**Task goal**
Begin with the first line of the material and write out each line exactly, ending with the line that contains "import React from". Pictures are not part of the copy.

**Material**
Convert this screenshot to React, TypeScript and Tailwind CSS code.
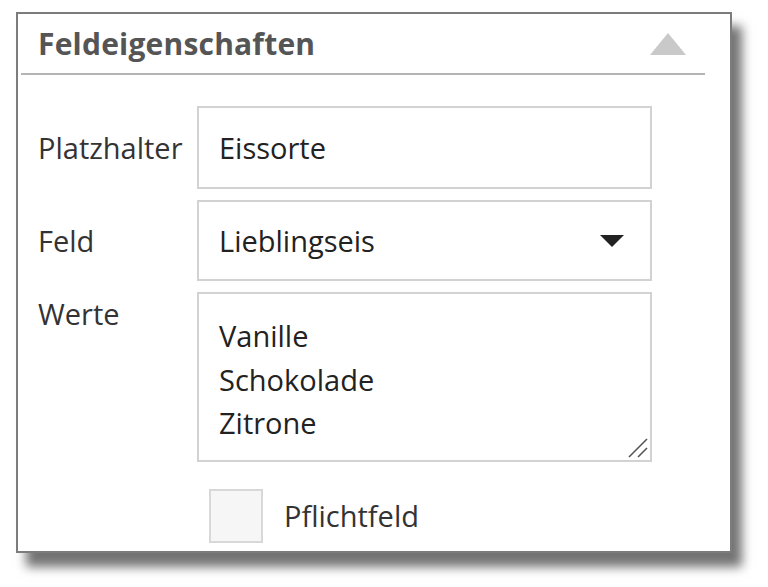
import React from "react";

function Label({ children, top }: { children: React.ReactNode; top?: boolean }) {
  return (
    <div
      className={`w-[159px] shrink-0 text-[29px] leading-[43.5px] text-[#333] ${top ? "self-start" : "self-center"}`}
    >
      {children}
    </div>
  );
}

export default function App() {
  return (
    <div className="min-h-screen bg-white pl-[16px] pt-[12px] font-['Open_Sans','Noto_Sans',sans-serif]">
      <div className="flex h-[541px] w-[716px] flex-col border-2 border-[#7c7c7c] bg-white shadow-[10px_14px_10px_rgba(0,0,0,0.55)]">
        {/* Header */}
        <div className="flex h-[59px] items-center justify-between pl-[20px] pr-[44px]">
          <h2 className="text-[30px] font-bold leading-none tracking-[0.2px] text-[#555]">Feldeigenschaften</h2>
          <svg width="36" height="22" viewBox="0 0 36 22">
            <polygon points="18,0 36,22 0,22" fill="#c9c9c9" />
          </svg>
        </div>
        <div className="ml-[3px] mr-[25px] h-[2px] bg-[#b4b4b4]" />

        {/* Fields */}
        <div className="flex flex-col gap-[11px] pl-[20px] pt-[31px]">
          <div className="flex">
            <Label>Platzhalter</Label>
            <div className="flex h-[83px] w-[455px] items-center border-2 border-[#d2d2d2] pl-[20px] text-[29px] leading-[43.5px] text-[#222]">
              Eissorte
            </div>
          </div>

          <div className="flex">
            <Label>Feld</Label>
            <div className="flex h-[81px] w-[455px] items-center justify-between border-2 border-[#d2d2d2] pl-[20px] pr-[26px] text-[29px] leading-[43.5px] text-[#222]">
              <span>Lieblingseis</span>
              <svg width="24" height="12" viewBox="0 0 24 12">
                <polygon points="0,0 24,0 12,12" fill="#222" />
              </svg>
            </div>
          </div>

          <div className="flex">
            <Label top>Werte</Label>
            <div className="relative h-[170px] w-[455px] border-2 border-[#d2d2d2] pl-[20px] pt-[20px] text-[29px] leading-[43.5px] text-[#222]">
              <div>Vanille</div>
              <div>Schokolade</div>
              <div>Zitrone</div>
              <svg className="absolute bottom-[2px] right-[2px]" width="20" height="20" viewBox="0 0 20 20">
                <line x1="19" y1="1" x2="1" y2="19" stroke="#555" strokeWidth="1.6" />
                <line x1="19" y1="10" x2="10" y2="19" stroke="#555" strokeWidth="1.6" />
              </svg>
            </div>
          </div>

          <div className="mt-[16px] flex items-center gap-[21px] pl-[171px]">
            <div className="h-[54px] w-[54px] border-2 border-[#d8d8d8] bg-[#f6f6f6]" />
            <span className="text-[29px] leading-[43.5px] text-[#333]">Pflichtfeld</span>
          </div>
        </div>
      </div>
    </div>
  );
}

**Full response**
Convert this screenshot to React, TypeScript and Tailwind CSS code.
import React from "react";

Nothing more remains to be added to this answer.